§ **PROBLEM DESCRIPTION**
Where a line in the listing contains the string "index", copy that line out.
▶
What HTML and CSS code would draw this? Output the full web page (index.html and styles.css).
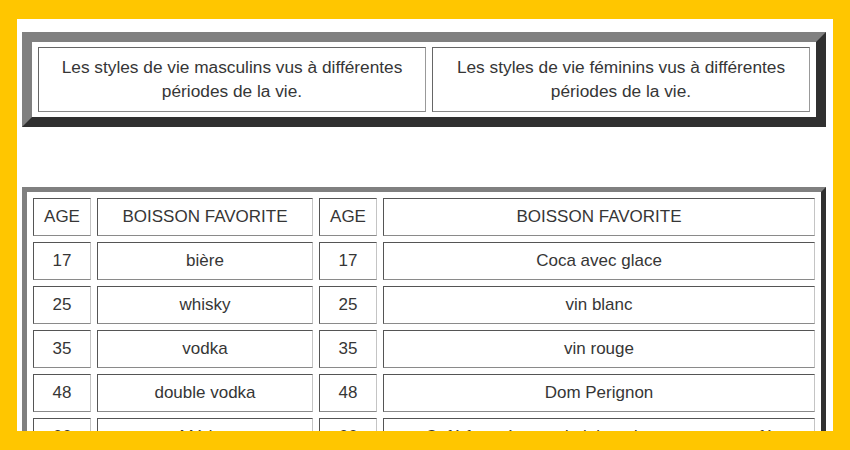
FILE: index.html
```html
<!DOCTYPE html>
<html lang="fr">
<head>
<meta charset="utf-8">
<title>Styles de vie</title>
<link rel="stylesheet" href="styles.css">
</head>
<body>
<div class="frame">
  <div class="page">
    <table class="intro">
      <tr>
        <td class="intro-m">Les styles de vie masculins vus à différentes périodes de la vie.</td>
        <td class="intro-f">Les styles de vie féminins vus à différentes périodes de la vie.</td>
      </tr>
    </table>
    <table class="drinks">
      <tr>
        <td class="c-age">AGE</td>
        <td class="c-m">BOISSON FAVORITE</td>
        <td class="c-age2">AGE</td>
        <td>BOISSON FAVORITE</td>
      </tr>
      <tr><td>17</td><td>bière</td><td>17</td><td>Coca avec glace</td></tr>
      <tr><td>25</td><td>whisky</td><td>25</td><td>vin blanc</td></tr>
      <tr><td>35</td><td>vodka</td><td>35</td><td>vin rouge</td></tr>
      <tr><td>48</td><td>double vodka</td><td>48</td><td>Dom Perignon</td></tr>
      <tr><td>66</td><td>Médoc</td><td>66</td><td>Café frappé avec du lait et du sucre roux, café</td></tr>
    </table>
  </div>
</div>
</body>
</html>
```

FILE: styles.css
```css
html, body {
  margin: 0;
  padding: 0;
}
body {
  font-family: "Liberation Sans", Arial, sans-serif;
  color: #363636;
}
.frame {
  background: #ffc600;
  padding: 19px 17px;
  height: 450px;
  box-sizing: border-box;
}
.page {
  background: #fff;
  height: 412px;
  overflow: hidden;
  padding: 13px 7px 0 5px;
  box-sizing: border-box;
}
table {
  border-collapse: separate;
  width: 804px;
  font-size: 17px;
  line-height: 24px;
}
td {
  text-align: center;
  vertical-align: middle;
}
.intro {
  font-size: 17.3px;
  border-style: solid;
  border-width: 10px;
  border-color: #808080 #303030 #303030 #808080;
  border-spacing: 6px 5px;
}
.intro td {
  border: 1px solid;
  border-color: #666 #999 #888 #666;
  padding: 7px 10px 8px;
}
.intro-m {
  width: 366px;
}
.drinks {
  margin-top: 60px;
  border-style: solid;
  border-width: 5px;
  border-color: #808080 #303030 #303030 #808080;
  border-spacing: 6px 6px;
}
.drinks td {
  border: 1px solid;
  border-color: #555 #c4c4c4 #8a8a8a #555;
  padding: 6px 4px;
  height: 24px;
}
.drinks .c-age,
.drinks .c-age2 {
  width: 48px;
}
.drinks .c-m {
  width: 206px;
}
```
◀
§ **SOLUTION BELOW**
What HTML and CSS code would draw this? Output the full web page (index.html and styles.css).
FILE: index.html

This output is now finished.